Records —
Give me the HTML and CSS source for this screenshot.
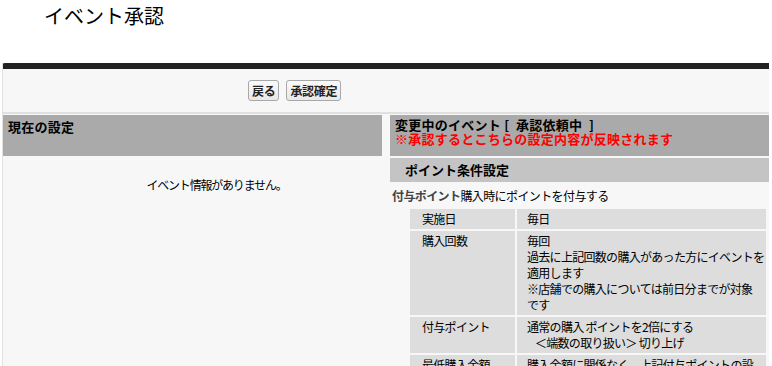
FILE: index.html
```html
<!DOCTYPE html>
<html lang="ja">
<head>
<meta charset="utf-8">
<title>イベント承認</title>
<link rel="stylesheet" href="styles.css">
</head>
<body>
<h1 class="page-title">イベント承認</h1>
<div class="panel">
  <div class="panel-bar"></div>
  <div class="actions">
    <button class="btn">戻る</button>
    <button class="btn">承認確定</button>
  </div>
  <div class="cols">
    <div class="col">
      <div class="col-head">現在の設定</div>
      <p class="empty">イベント情報がありません。</p>
    </div>
    <div class="col">
      <div class="col-head"><span class="head-line">変更中のイベント [&ensp;承認依頼中&ensp;]</span><span class="head-line warn">※承認するとこちらの設定内容が反映されます</span></div>
      <div class="sub-head">ポイント条件設定</div>
      <p class="lead"><span class="lead-key">付与ポイント</span>購入時にポイントを付与する</p>
      <table class="cond">
        <tr><th>実施日</th><td>毎日</td></tr>
        <tr><th>購入回数</th><td>毎回<br>過去に上記回数の購入があった方にイベントを<br>適用します<br>※店舗での購入については前日分までが対象<br>です</td></tr>
        <tr><th>付与ポイント</th><td>通常の購入 ポイントを2倍にする<br>&nbsp;&nbsp;&nbsp;&nbsp;＜端数の取り扱い＞ 切り上げ</td></tr>
        <tr><th>最低購入金額</th><td>購入金額に関係なく、上記付与ポイントの設<br>定を適用します</td></tr>
      </table>
    </div>
  </div>
</div>
</body>
</html>
```
FILE: styles.css
```css
html, body {
  margin: 0;
  padding: 0;
  background: #ffffff;
  font-family: "Noto Sans CJK JP", "Noto Sans", sans-serif;
  color: #000;
}
.page-title {
  margin: 0;
  height: 63px;
  padding: 2px 0 0 44px;
  box-sizing: border-box;
  font-size: 20px;
  font-weight: normal;
  line-height: 28px;
}
.panel {
  margin: 0 3px 0 2px;
  background: #f7f7f7;
  border-left: 1px solid #e2e2e2;
  height: 320px;
  overflow: hidden;
}
.panel-bar {
  height: 6px;
  background: #222222;
  border-top-left-radius: 3px;
  margin-left: -1px;
}
.actions {
  height: 45px;
  display: flex;
  justify-content: flex-start;
  align-items: center;
  gap: 7px;
  border-bottom: 2px solid #e0e0e0;
  box-sizing: border-box;
  padding-left: 245px;
}
.btn {
  font-family: "Noto Sans CJK JP", sans-serif;
  font-size: 12px;
  font-weight: bold;
  height: 21px;
  padding: 0 3px;
  line-height: 19px;
  background: linear-gradient(#fafafa, #e8e8e8);
  border: 1px solid #a8a8a8;
  border-radius: 3px;
  color: #222;
  letter-spacing: -0.3px;
}
.cols {
  display: grid;
  grid-template-columns: 1fr 1fr;
  column-gap: 8px;
  padding-top: 1px;
}
.col-head {
  background: #aaaaaa;
  height: 41px;
  box-sizing: border-box;
  padding: 2px 5px;
  font-size: 13px;
  font-weight: bold;
  line-height: 15px;
  letter-spacing: 0.25px;
  display: flex;
  flex-direction: column;
}
.head-line {
  display: block;
  height: 14px;
  line-height: 15px;
}
.col:first-child .col-head {
  padding-top: 4px;
}
.warn {
  color: #ff0000;
}
.empty {
  margin: 20px 0 0;
  padding-left: 48px;
  text-align: center;
  font-size: 12px;
  letter-spacing: -1.2px;
}
.sub-head {
  margin-top: 2px;
  background: #c4c4c4;
  height: 24px;
  box-sizing: border-box;
  padding: 4px 0 0 15px;
  font-size: 13px;
  font-weight: bold;
  line-height: 16px;
}
.lead {
  margin: 6px 0 0 2px;
  font-size: 12px;
  line-height: 15px;
  letter-spacing: -0.6px;
}
.lead-key {
  color: #444;
  font-weight: bold;
}
.cond {
  margin: 4px 0 0 18px;
  border-collapse: separate;
  border-spacing: 2px;
  width: calc(100% - 19px);
  font-size: 12px;
  line-height: 16px;
  letter-spacing: -0.7px;
}
.cond th, .cond td {
  background: #dddddd;
  vertical-align: top;
  text-align: left;
  font-weight: normal;
  padding: 2px 0 2px 10px;
  white-space: nowrap;
}
.cond th {
  width: 93px;
  padding-left: 12px;
}
```
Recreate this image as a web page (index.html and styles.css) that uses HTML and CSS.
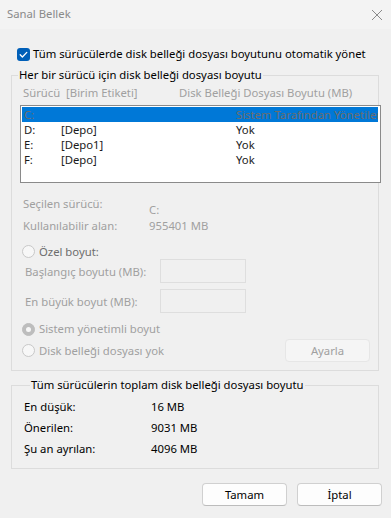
FILE: index.html
```html
<!DOCTYPE html>
<html lang="tr">
<head>
<meta charset="utf-8">
<title>Sanal Bellek</title>
<link rel="stylesheet" href="styles.css">
</head>
<body>
<div class="window">
  <div class="titlebar">
    <span class="title">Sanal Bellek</span>
    <svg class="close" width="12" height="12" viewBox="0 0 12 12"><path d="M1 1 L11 11 M11 1 L1 11" stroke="#8a8a8a" stroke-width="1" fill="none"/></svg>
  </div>
  <div class="content">
    <label class="auto-row">
      <span class="checkbox"><svg width="13" height="13" viewBox="0 0 13 13"><path d="M3.2 6.8 L5.4 9 L9.8 4.4" stroke="#fff" stroke-width="1.3" fill="none" stroke-linecap="round" stroke-linejoin="round"/></svg></span>
      <span class="text">Tüm sürücülerde disk belleği dosyası boyutunu otomatik yönet</span>
    </label>

    <fieldset class="group group-drives">
      <legend>Her bir sürücü için disk belleği dosyası boyutu</legend>
      <div class="col-head">
        <span class="c-drive">Sürücü&nbsp; [Birim Etiketi]</span>
        <span class="c-size">Disk Belleği Dosyası Boyutu (MB)</span>
      </div>
      <div class="listbox">
        <div class="row selected"><span class="c1">C:</span><span class="c2"></span><span class="c3">Sistem Tarafından Yönetilen</span></div>
        <div class="row"><span class="c1">D:</span><span class="c2">[Depo]</span><span class="c3">Yok</span></div>
        <div class="row"><span class="c1">E:</span><span class="c2">[Depo1]</span><span class="c3">Yok</span></div>
        <div class="row"><span class="c1">F:</span><span class="c2">[Depo]</span><span class="c3">Yok</span></div>
      </div>
      <div class="info">
        <div class="info-row first"><span class="info-label">Seçilen sürücü:</span><span class="info-val drop">C:</span></div>
        <div class="info-row"><span class="info-label">Kullanılabilir alan:</span><span class="info-val">955401 MB</span></div>
      </div>
      <div class="radio-row custom"><span class="radio"></span><span class="r-text dark">Özel boyut:</span></div>
      <div class="field-row first"><span class="field-label">Başlangıç boyutu (MB):</span><span class="input"></span></div>
      <div class="field-row"><span class="field-label">En büyük boyut (MB):</span><span class="input"></span></div>
      <div class="radio-row system"><span class="radio checked"></span><span class="r-text">Sistem yönetimli boyut</span></div>
      <div class="radio-row none"><span class="radio"></span><span class="r-text">Disk belleği dosyası yok</span><span class="btn disabled">Ayarla</span></div>
    </fieldset>

    <fieldset class="group group-total">
      <legend>Tüm sürücülerin toplam disk belleği dosyası boyutu</legend>
      <div class="total-row"><span class="t-label">En düşük:</span><span>16 MB</span></div>
      <div class="total-row"><span class="t-label">Önerilen:</span><span>9031 MB</span></div>
      <div class="total-row"><span class="t-label">Şu an ayrılan:</span><span>4096 MB</span></div>
    </fieldset>

    <div class="buttons">
      <span class="btn">Tamam</span>
      <span class="btn">İptal</span>
    </div>
  </div>
</div>
</body>
</html>
```
FILE: styles.css
```css
* { box-sizing: border-box; }
html, body { margin: 0; padding: 0; }
body {
  width: 391px;
  height: 518px;
  background: #f0f0f0;
  font-family: "Noto Sans", "Open Sans", sans-serif;
  font-size: 11.3px;
  color: #000;
  overflow: hidden;
}
.window { width: 391px; height: 518px; }

.titlebar {
  height: 29px;
  background: #f3f3f3;
  display: flex;
  align-items: center;
  justify-content: space-between;
  padding: 0 8px 0 7px;
}
.title { color: #8a8a8a; font-size: 11.3px; line-height: 16px; padding-bottom: 1px; }
.close { display: block; margin-top: 1px; }

.content { padding: 0 9px 0 11px; }

.auto-row {
  display: flex;
  align-items: center;
  height: 16px;
  margin-top: 17px;
  padding-left: 6px;
  line-height: 16px;
}
.checkbox {
  width: 13px; height: 13px;
  border-radius: 3px;
  background: #005fb8;
  display: flex;
  margin-right: 3px;
}
.checkbox svg { display: block; }

.group {
  margin: 0;
  padding: 0;
  border: 1px solid #dcdcdc;
  min-width: 0;
  width: 368px;
}
.group legend {
  margin-left: 6px;
  padding: 0 1px;
  line-height: 16px;
  color: #000;
}
.group-drives { margin-top: 5px; padding-bottom: 8px; }

.col-head {
  display: flex;
  line-height: 16px;
  margin-top: 2px;
  padding-left: 11px;
  color: #a0a0a0;
}
.c-drive { width: 156px; }

.listbox {
  margin: 4px -3px 0 8px;
  height: 78px;
  border: 1px solid #8a8a8a;
  background: #fff;
  padding: 1px 2px 1px 1px;
  overflow: hidden;
}
.row {
  display: flex;
  height: 15px;
  line-height: 15px;
  padding-left: 2px;
  color: #1a1a1a;
  white-space: nowrap;
  overflow: hidden;
}
.row.selected { background: #0078d7; color: #6d6d6d; }
.row .c1 { width: 37px; flex: none; }
.row .c2 { width: 175px; flex: none; }
.row .c3 { flex: none; }

.info { margin-top: 13px; padding-left: 11px; color: #a0a0a0; }
.info-row { display: flex; line-height: 16px; }
.info-label { width: 126px; flex: none; }
.info-val.drop { padding-top: 6px; }

.radio-row {
  display: flex;
  align-items: center;
  padding-left: 10px;
  line-height: 16px;
  color: #a0a0a0;
}
.radio-row.custom { margin-top: 10px; height: 15px; }
.radio-row.system { margin-top: 8px; height: 16px; }
.radio-row.none { margin-top: 2px; height: 23px; }
.radio {
  width: 13px; height: 13px;
  border-radius: 50%;
  border: 1px solid #c8c8c8;
  background: #f7f7f7;
  margin-right: 4px;
  flex: none;
  display: flex;
  align-items: center;
  justify-content: center;
}
.radio.checked { background: #bdbdbd; border-color: #bdbdbd; }
.radio.checked::after {
  content: "";
  width: 5px; height: 5px;
  border-radius: 50%;
  background: #f7f7f7;
}
.r-text.dark { color: #6d6d6d; }

.field-row {
  display: flex;
  align-items: center;
  height: 24px;
  margin-top: 6px;
  padding-left: 13px;
  color: #a0a0a0;
}
.field-row.first { margin-top: 0; }
.field-label { width: 135px; flex: none; }
.input {
  width: 86px;
  height: 24px;
  border: 1px solid #dedede;
  background: #f0f0f0;
}

.btn {
  display: flex;
  align-items: center;
  justify-content: center;
  width: 85px;
  height: 23px;
  border: 1px solid #d0d0d0;
  border-bottom-color: #bcbcbc;
  border-radius: 4px;
  background: #fdfdfd;
  color: #000;
  line-height: 16px;
}
.btn.disabled {
  margin-left: auto;
  margin-right: 8px;
  background: #f5f5f5;
  border-color: #e6e6e6;
  color: #a0a0a0;
}

.group-total { margin-top: 6px; padding: 6px 0 11px 12px; }
.total-row { display: flex; line-height: 16px; margin-bottom: 5px; }
.total-row:last-child { margin-bottom: 0; }
.t-label { width: 127px; flex: none; }

.buttons {
  display: flex;
  justify-content: flex-end;
  gap: 10px;
  margin-top: 14px;
}
```
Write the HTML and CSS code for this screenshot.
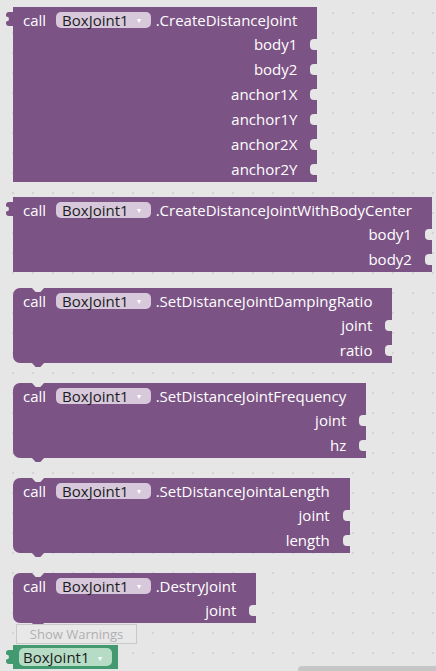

Objective — Scan the listing above. Gather each line that contains the word "screenshot".

Result —
Give me the HTML and CSS source for this screenshot.
Write the HTML and CSS code for this screenshot.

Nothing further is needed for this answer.